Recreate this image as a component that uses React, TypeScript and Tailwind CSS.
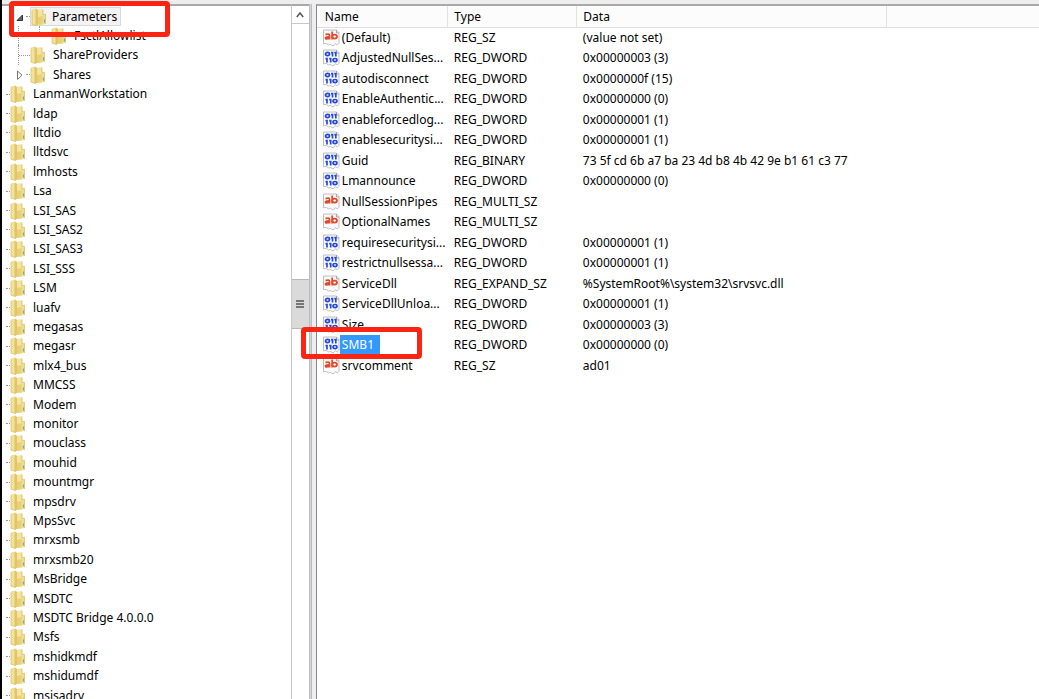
import React, { useState } from "react";

type RegValue = {
  name: string;
  type: string;
  data: string;
};

const subKeys = [
  "LanmanWorkstation", "ldap", "lltdio", "lltdsvc", "lmhosts", "Lsa", "LSI_SAS", "LSI_SAS2",
  "LSI_SAS3", "LSI_SSS", "LSM", "luafv", "megasas", "megasr", "mlx4_bus", "MMCSS", "Modem",
  "monitor", "mouclass", "mouhid", "mountmgr", "mpsdrv", "MpsSvc", "mrxsmb", "mrxsmb20",
  "MsBridge", "MSDTC", "MSDTC Bridge 4.0.0.0", "Msfs", "mshidkmdf", "mshidumdf", "msisadrv",
];

const values: RegValue[] = [
  { name: "(Default)", type: "REG_SZ", data: "(value not set)" },
  { name: "AdjustedNullSes...", type: "REG_DWORD", data: "0x00000003 (3)" },
  { name: "autodisconnect", type: "REG_DWORD", data: "0x0000000f (15)" },
  { name: "EnableAuthentic...", type: "REG_DWORD", data: "0x00000000 (0)" },
  { name: "enableforcedlog...", type: "REG_DWORD", data: "0x00000001 (1)" },
  { name: "enablesecuritysi...", type: "REG_DWORD", data: "0x00000001 (1)" },
  { name: "Guid", type: "REG_BINARY", data: "73 5f cd 6b a7 ba 23 4d b8 4b 42 9e b1 61 c3 77" },
  { name: "Lmannounce", type: "REG_DWORD", data: "0x00000000 (0)" },
  { name: "NullSessionPipes", type: "REG_MULTI_SZ", data: "" },
  { name: "OptionalNames", type: "REG_MULTI_SZ", data: "" },
  { name: "requiresecuritysi...", type: "REG_DWORD", data: "0x00000001 (1)" },
  { name: "restrictnullsessa...", type: "REG_DWORD", data: "0x00000001 (1)" },
  { name: "ServiceDll", type: "REG_EXPAND_SZ", data: "%SystemRoot%\\system32\\srvsvc.dll" },
  { name: "ServiceDllUnloa...", type: "REG_DWORD", data: "0x00000001 (1)" },
  { name: "Size", type: "REG_DWORD", data: "0x00000003 (3)" },
  { name: "SMB1", type: "REG_DWORD", data: "0x00000000 (0)" },
  { name: "srvcomment", type: "REG_SZ", data: "ad01" },
];

function FolderIcon() {
  return (
    <svg className="h-[18px] w-4 shrink-0" viewBox="0 0 16 18" aria-hidden="true">
      <path d="M6 2 12 1.500v15L6 17z" fill="#e9cf78" />
      <path d="M12 6.500l2.500-.3v9.800L11 16.500z" fill="#efdc8e" />
      <path d="M1 2.200Q1 1 2.500 1l3.500-.5v17l-5-1.300z" fill="#f3e29a" />
      <path d="M4.500.8 7 1.800v14.500l-1.500 1.400-1-.4z" fill="#e2c468" />
      <path d="M7 2.200l4.500-.6v14L7 16.500z" fill="#f4e4a2" />
      <path d="M7 9l4.500-1v7.600L7 16.500z" fill="#e9cf76" />
      <path d="M1 2.200v14l4.500 1.300M12 1.500v5l2.500-.3V16" stroke="#d9bd62" strokeWidth=".7" fill="none" />
      <path d="M13.500 11.500v3" stroke="#74aaa0" strokeWidth="1.200" />
    </svg>
  );
}

function Page() {
  return (
    <>
      <path d="M.5 1h13L16 3.500v10.800l-1.500 1.500-2-1L10 17l-2.500-1.500-2 .5-2-1.500-3 .3z" fill="#fafafa" stroke="#b8b8b8" strokeWidth=".9" />
      <path d="M13.500 1v3H16" fill="#e6e6e6" stroke="#999" strokeWidth=".8" />
    </>
  );
}

function StringIcon() {
  return (
    <svg className="h-[18px] w-[17px] shrink-0" viewBox="0 0 17 18" aria-hidden="true">
      <Page />
      <g fill="none" stroke="#dc4c2c" strokeWidth="1.800">
        <path d="M2.500 5.600q4-1.300 4 1v3.800" />
        <path d="M6.300 7.800c-4.800 0-4.300 2-2.700 2 1.300 0 2.500-.6 2.700-1.300" />
        <path d="M9.200 2.500v8" />
        <ellipse cx="11.600" cy="7.600" rx="2.400" ry="2" />
      </g>
    </svg>
  );
}

function BinaryIcon() {
  return (
    <svg className="h-[18px] w-[17px] shrink-0" viewBox="0 0 17 18" aria-hidden="true">
      <Page />
      <g fill="none" stroke="#2549e0" strokeWidth="1.700">
        <ellipse cx="4.500" cy="5" rx="2" ry="1.600" />
        <path d="M8 3.600h1.500v3.800M11.300 3.600h1.500v3.800" />
        <path d="M2.500 9.600H4v3.800M6.200 9.600h1.500v3.800" />
        <ellipse cx="12" cy="11.100" rx="2" ry="1.600" />
      </g>
    </svg>
  );
}

function TreeRow({ children }: { children: React.ReactNode }) {
  return (
    <li className="flex h-[19px] items-center whitespace-nowrap nth-[5n]:h-5 nth-[5n+3]:h-5">{children}</li>
  );
}

export default function App() {
  const [selected, setSelected] = useState("SMB1");

  return (
    <div className="flex h-screen flex-col overflow-hidden border-l-2 border-black bg-[#eeeeee] font-['Noto_Sans','Open_Sans',sans-serif] text-[12px] leading-4 text-black">
      <div className="h-1 shrink-0" />
      <div className="flex min-h-0 flex-1">
        <nav aria-label="Registry keys" className="relative min-w-0 flex-[3_1_0] border-t-2 border-[#a9a9ac] bg-white">
          <ul className="pt-px">
            <TreeRow>
              <button aria-label="Collapse Parameters" className="ml-3 w-3">
                <svg className="h-3 w-3" viewBox="0 0 12 12"><path d="M8.500 4v5.500H3z" fill="#666" stroke="#333" /></svg>
              </button>
              <span className="w-1 border-t border-dotted border-[#999]" />
              <span className="flex h-[19px] items-center gap-[5px] border border-[#d9d9d9] bg-[#f3f3f3] pr-[3px]"><FolderIcon />Parameters</span>
            </TreeRow>
            <TreeRow>
              <span className="ml-4 h-full border-l border-dotted border-[#999]" />
              <span className="ml-5 h-1/2 w-3 self-start border-b border-l border-dotted border-[#999]" />
              <span className="flex items-center gap-[7px]"><FolderIcon />FsctlAllowlist</span>
            </TreeRow>
            <TreeRow>
              <span className="ml-4 h-full border-l border-dotted border-[#999]" />
              <span className="w-[11px] border-t border-dotted border-[#999]" />
              <span className="flex items-center gap-[7px]"><FolderIcon />ShareProviders</span>
            </TreeRow>
            <TreeRow>
              <button aria-label="Expand Shares" className="ml-3 w-3">
                <svg className="h-3 w-3" viewBox="0 0 12 12"><path d="M3.500 2v8.500L8 6.200z" fill="#fff" stroke="#777" /></svg>
              </button>
              <span className="w-1 border-t border-dotted border-[#999]" />
              <span className="flex items-center gap-[7px]"><FolderIcon />Shares</span>
            </TreeRow>
            {subKeys.map((key) => (
              <TreeRow key={key}>
                <span className="ml-1 w-1 border-t border-dotted border-[#999]" />
                <span className="flex items-center gap-[7px]"><FolderIcon />{key}</span>
              </TreeRow>
            ))}
          </ul>
          <div className="pointer-events-none absolute -top-[5px] left-[7px] h-9 w-[161px] rounded border-[5px] border-[#fe2414]" />
        </nav>

        <div className="flex w-[18px] shrink-0 flex-col border-l border-t-2 border-l-[#c8c8c8] border-t-[#a9a9ac] bg-white">
          <button aria-label="Scroll up" className="flex h-[18px] items-center justify-center border-b border-[#c8c8c8]">
            <svg className="h-2 w-2" viewBox="0 0 8 8"><path d="M.8 6 4 2l3.200 4" fill="none" stroke="#555" strokeWidth="1.500" /></svg>
          </button>
          <div className="flex-[255_1_0]" />
          <div className="flex h-[50px] items-center justify-center border-y border-[#b8b8b8] bg-[#dadada]">
            <svg className="h-2 w-2" viewBox="0 0 8 8"><path d="M0 1h8M0 4h8M0 7h8" stroke="#555" strokeWidth="1.500" /></svg>
          </div>
          <div className="flex-[369_1_0]" />
        </div>
        <div className="w-[3px] shrink-0 border-x border-[#bdbdc0] bg-[#d4d4d6]" />
        <div className="w-1 shrink-0" />

        <main className="relative min-w-0 flex-[7.500_1_0] border-l border-t-2 border-l-[#828790] border-t-[#a9a9ac] bg-white">
          <table className="w-full table-fixed border-collapse text-left">
            <thead>
              <tr className="h-[21px] border-b border-[#dedede] bg-[#fcfcfc]">
                <th className="w-[131px] border-r border-[#e2e2e2] p-0 pl-2 pt-px font-normal">Name</th>
                <th className="w-[129px] border-r border-[#e2e2e2] p-0 pl-[6px] pt-px font-normal">Type</th>
                <th className="w-[310px] border-r border-[#e2e2e2] p-0 pl-[6px] pt-px font-normal">Data</th>
                <td />
              </tr>
            </thead>
            <tbody>
              {values.map((v) => (
                <tr key={v.name} onClick={() => setSelected(v.name)} className="h-5 whitespace-nowrap even:h-[21px]">
                  <td className="p-0 pl-[6px]">
                    <div className="flex h-5 items-center">
                      {v.type.endsWith("SZ") ? <StringIcon /> : <BinaryIcon />}
                      <span className={selected === v.name ? "flex h-5 items-center bg-[#3399ff] pl-[2px] pr-[6px] text-white" : "pl-[2px]"}>{v.name}</span>
                    </div>
                  </td>
                  <td className="p-0 pl-[6px]">{v.type}</td>
                  <td className="p-0 pl-[6px]">{v.data}</td>
                  <td />
                </tr>
              ))}
            </tbody>
          </table>
          <div className="pointer-events-none absolute -left-4 top-[321px] h-8 w-[121px] rounded border-[5px] border-[#fe2414]" />
        </main>
      </div>
    </div>
  );
}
■ ■ ■ ■ ■ ■ ■
Copy, from the material above, each line in which the string "React" occurs.

▶ _SOLUTION TO THE PROBLEM_:
Recreate this image as a component that uses React, TypeScript and Tailwind CSS.
import React, { useState } from "react";
function TreeRow({ children }: { children: React.ReactNode }) {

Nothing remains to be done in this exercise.